JUST down the street from the new $39-million Thomas Built Buses plant in High Point, North Carolina, it is still possible to get pulled pork sandwiches and hush puppies. But the view inside the facility more closely resembles places where such Southern cuisine is less common and where automobile production is prominent.
Detroit, Portland, and Stuttgart have brought new technologies to the North Carolina school bus manufacturer. These three cities are homes of Thomas Built's commercial vehicle and automotive-oriented parent companies — Freightliner LLC and ultimately DaimlerChrysler.

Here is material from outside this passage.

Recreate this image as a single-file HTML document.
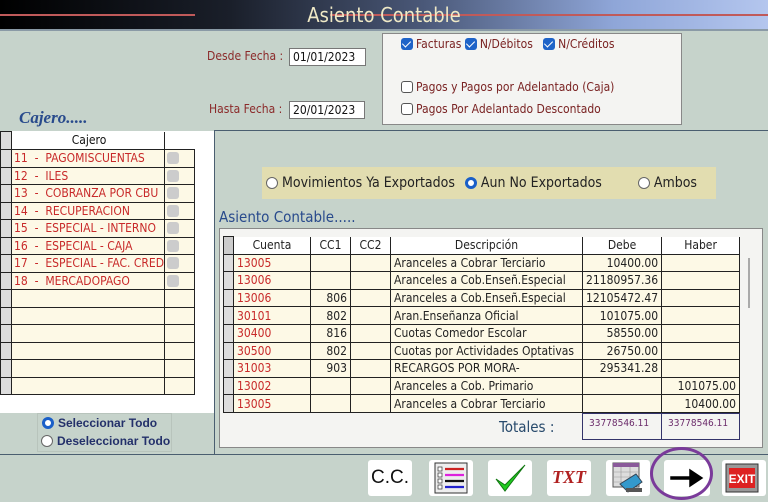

Their techniques and procedures are reflected from one end of the assembly process to the other.
The plant, which opened for business in August, was designed to build the Saf-T-Liner C2, Thomas Built's next-generation school bus. Like the plant that produces it, the new school bus reflects a lot of current automotive techniques, including the use of more stamped (as opposed to fabricated) structural members and a significant increase in the use of structural adhesives.
And to produce that design, the company has adopted a fair number of manufacturing techniques pioneered in the auto industry, including automated application of structural and windshield adhesives, robotic paint application, and even the use of automated guided vehicles (AGVs) to make unmanned deliveries.
Being owned by DaimlerChrysler gives the school bus manufacturer access to resources the company never had when it was family owned. That includes production engineering, product engineering, along with testing and validation. The school bus manufacturer also does business with some of the parent company's suppliers — including Utica Enterprises of Shelby Township, Michigan. Utica, which has produced assembly fixtures for DaimlerChrysler, built and installed the fixtures Thomas Built uses on its assembly line. The company produced the fixtures at its Detroit area facility and shipped them to High Point for installation.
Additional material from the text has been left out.